◆ THE REQUEST:
Copy all lines below containing "Tailwind".

◆ DATASET:
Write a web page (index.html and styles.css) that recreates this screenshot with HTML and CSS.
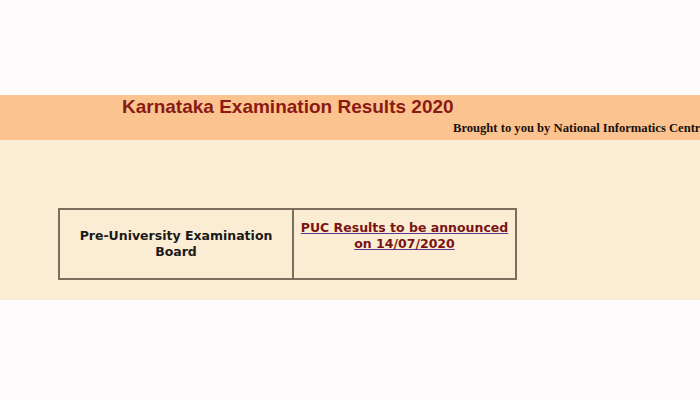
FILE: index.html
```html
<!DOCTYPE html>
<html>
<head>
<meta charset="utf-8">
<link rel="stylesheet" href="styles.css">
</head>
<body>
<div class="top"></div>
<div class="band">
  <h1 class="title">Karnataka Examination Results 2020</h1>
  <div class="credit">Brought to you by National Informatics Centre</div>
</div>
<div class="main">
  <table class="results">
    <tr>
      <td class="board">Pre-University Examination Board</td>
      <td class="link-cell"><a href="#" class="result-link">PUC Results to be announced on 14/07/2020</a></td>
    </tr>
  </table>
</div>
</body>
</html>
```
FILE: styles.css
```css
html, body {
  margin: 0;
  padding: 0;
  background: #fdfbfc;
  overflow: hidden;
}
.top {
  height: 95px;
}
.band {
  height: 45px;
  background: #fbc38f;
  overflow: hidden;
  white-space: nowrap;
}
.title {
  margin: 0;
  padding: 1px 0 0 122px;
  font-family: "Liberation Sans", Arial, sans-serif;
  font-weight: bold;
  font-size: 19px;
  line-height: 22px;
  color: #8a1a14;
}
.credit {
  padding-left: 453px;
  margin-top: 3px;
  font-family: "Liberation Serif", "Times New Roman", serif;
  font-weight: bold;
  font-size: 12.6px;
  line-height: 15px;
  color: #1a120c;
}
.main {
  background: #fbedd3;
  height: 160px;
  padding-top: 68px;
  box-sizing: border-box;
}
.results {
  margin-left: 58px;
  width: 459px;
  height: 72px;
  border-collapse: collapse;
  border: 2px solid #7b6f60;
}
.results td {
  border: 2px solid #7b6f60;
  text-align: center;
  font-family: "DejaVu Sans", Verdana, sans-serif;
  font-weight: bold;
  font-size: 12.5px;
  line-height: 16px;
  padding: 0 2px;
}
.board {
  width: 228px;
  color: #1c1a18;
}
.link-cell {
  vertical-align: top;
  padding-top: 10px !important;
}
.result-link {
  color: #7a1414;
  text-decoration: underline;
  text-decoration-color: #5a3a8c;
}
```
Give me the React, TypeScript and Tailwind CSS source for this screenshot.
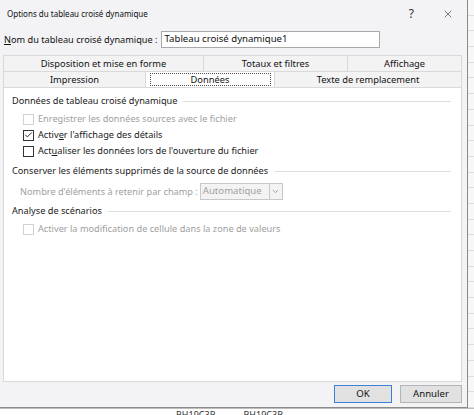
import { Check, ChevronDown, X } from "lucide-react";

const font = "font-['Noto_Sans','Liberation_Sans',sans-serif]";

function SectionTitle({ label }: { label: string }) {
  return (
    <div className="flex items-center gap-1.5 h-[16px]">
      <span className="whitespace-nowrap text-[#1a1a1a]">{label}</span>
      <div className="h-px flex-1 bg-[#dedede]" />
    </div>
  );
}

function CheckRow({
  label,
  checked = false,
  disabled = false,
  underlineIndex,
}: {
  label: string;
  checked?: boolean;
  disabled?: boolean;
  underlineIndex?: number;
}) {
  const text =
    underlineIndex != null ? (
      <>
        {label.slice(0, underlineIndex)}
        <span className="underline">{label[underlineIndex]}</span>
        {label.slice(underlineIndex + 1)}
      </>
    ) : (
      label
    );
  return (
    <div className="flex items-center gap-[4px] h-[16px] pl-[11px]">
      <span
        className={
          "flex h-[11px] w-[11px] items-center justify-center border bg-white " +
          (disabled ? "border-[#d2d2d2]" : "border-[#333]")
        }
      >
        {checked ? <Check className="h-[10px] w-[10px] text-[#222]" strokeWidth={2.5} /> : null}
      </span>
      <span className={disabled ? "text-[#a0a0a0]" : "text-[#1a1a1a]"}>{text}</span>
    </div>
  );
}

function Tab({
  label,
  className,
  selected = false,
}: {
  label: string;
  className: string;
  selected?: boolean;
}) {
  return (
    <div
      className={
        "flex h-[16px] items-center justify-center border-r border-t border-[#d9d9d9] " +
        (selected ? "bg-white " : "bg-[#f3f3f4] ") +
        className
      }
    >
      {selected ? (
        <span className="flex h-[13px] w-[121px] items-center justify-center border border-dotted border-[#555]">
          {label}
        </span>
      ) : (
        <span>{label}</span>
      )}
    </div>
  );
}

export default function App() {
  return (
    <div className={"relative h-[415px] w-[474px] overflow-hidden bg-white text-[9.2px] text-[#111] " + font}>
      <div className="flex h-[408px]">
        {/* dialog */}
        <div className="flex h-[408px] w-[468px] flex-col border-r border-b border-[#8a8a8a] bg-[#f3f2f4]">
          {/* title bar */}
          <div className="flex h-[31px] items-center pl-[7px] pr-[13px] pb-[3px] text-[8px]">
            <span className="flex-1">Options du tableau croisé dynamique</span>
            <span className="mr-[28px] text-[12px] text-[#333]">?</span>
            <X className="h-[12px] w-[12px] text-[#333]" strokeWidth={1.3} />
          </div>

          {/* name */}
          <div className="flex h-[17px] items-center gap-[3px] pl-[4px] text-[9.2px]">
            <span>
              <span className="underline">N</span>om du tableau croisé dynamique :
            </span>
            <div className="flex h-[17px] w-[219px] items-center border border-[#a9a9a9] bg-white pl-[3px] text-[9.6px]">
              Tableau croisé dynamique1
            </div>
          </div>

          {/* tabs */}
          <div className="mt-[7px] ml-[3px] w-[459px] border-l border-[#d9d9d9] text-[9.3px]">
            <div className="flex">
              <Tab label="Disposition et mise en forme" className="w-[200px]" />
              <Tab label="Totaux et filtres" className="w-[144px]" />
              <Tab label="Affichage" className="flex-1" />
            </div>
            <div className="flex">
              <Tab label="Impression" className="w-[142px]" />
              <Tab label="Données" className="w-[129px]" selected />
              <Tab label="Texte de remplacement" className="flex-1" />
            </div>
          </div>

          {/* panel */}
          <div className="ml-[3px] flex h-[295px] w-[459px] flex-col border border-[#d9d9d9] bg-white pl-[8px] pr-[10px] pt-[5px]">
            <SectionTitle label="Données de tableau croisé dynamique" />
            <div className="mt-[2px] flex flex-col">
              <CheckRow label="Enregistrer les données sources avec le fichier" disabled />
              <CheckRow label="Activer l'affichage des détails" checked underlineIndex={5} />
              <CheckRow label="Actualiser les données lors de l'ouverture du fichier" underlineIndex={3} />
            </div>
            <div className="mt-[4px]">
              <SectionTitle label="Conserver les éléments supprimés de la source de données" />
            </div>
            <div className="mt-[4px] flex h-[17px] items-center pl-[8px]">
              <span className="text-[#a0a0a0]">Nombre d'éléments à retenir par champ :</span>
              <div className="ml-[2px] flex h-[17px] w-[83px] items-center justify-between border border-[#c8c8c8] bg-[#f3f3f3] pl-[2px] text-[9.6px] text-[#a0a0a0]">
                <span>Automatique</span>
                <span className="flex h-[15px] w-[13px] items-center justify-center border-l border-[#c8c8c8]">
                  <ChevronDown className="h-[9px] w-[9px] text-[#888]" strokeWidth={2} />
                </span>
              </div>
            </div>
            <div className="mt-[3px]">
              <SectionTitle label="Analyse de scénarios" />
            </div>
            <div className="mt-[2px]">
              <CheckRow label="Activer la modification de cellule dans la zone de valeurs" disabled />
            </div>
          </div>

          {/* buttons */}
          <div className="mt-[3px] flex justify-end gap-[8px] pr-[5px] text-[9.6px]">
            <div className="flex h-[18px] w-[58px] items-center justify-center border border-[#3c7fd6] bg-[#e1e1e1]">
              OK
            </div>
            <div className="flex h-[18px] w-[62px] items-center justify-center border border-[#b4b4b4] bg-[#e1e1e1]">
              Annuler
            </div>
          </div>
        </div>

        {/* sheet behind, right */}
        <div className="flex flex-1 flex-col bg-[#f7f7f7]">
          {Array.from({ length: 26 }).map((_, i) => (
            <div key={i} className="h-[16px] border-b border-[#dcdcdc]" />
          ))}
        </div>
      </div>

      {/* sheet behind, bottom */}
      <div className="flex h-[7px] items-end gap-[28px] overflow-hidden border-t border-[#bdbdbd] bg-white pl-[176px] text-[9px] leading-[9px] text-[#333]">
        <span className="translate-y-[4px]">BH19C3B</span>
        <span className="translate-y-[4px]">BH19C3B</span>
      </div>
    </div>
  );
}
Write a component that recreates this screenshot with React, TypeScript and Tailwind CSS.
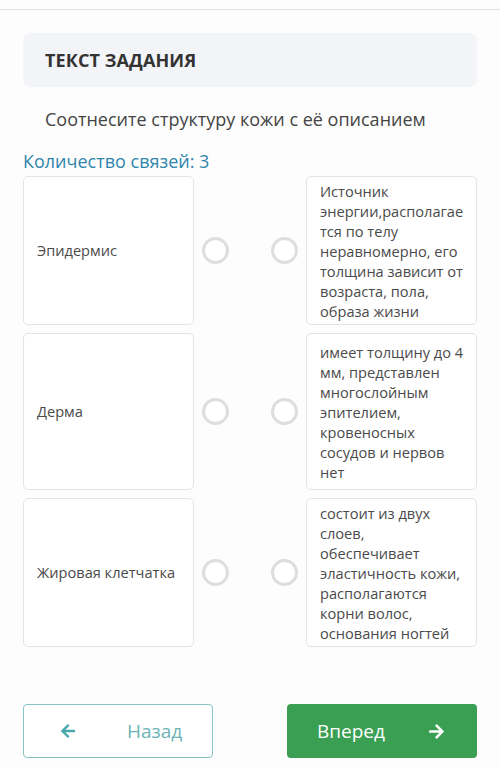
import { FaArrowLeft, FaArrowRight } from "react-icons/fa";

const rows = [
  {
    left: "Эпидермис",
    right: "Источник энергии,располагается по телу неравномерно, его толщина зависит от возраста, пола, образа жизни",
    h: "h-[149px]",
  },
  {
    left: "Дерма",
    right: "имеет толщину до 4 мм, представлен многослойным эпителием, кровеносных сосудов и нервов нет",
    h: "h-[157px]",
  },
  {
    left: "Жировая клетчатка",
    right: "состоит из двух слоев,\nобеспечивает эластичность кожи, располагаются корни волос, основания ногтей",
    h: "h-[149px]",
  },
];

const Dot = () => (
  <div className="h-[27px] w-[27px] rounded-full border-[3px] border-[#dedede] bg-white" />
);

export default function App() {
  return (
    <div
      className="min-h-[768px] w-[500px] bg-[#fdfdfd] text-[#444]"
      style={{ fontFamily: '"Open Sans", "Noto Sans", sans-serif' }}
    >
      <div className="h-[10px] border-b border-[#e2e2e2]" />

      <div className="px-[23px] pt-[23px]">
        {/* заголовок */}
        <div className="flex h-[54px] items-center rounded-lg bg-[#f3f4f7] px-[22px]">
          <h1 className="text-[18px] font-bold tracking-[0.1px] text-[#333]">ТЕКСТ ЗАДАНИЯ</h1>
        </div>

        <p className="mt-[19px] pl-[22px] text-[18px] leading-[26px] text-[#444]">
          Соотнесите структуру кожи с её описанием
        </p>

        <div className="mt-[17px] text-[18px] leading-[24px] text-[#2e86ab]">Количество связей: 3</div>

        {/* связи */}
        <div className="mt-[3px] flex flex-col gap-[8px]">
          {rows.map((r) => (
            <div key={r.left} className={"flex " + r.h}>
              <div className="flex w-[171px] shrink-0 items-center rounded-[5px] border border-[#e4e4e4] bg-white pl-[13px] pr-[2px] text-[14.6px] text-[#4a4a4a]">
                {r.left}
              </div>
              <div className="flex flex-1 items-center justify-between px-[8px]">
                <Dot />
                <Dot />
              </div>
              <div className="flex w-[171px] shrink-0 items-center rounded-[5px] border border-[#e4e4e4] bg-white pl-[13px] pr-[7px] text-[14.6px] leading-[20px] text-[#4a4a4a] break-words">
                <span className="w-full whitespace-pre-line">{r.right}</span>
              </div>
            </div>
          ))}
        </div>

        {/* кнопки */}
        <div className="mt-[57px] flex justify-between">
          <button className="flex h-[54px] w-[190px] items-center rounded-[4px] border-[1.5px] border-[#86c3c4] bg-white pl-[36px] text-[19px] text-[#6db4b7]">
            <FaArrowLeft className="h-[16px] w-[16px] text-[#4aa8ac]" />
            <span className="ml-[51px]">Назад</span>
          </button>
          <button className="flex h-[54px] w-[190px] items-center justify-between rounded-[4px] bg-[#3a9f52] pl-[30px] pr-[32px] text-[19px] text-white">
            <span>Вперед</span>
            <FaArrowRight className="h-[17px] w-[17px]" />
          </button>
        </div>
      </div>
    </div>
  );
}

◆ TASK ANSWER:
Give me the React, TypeScript and Tailwind CSS source for this screenshot.
Write a component that recreates this screenshot with React, TypeScript and Tailwind CSS.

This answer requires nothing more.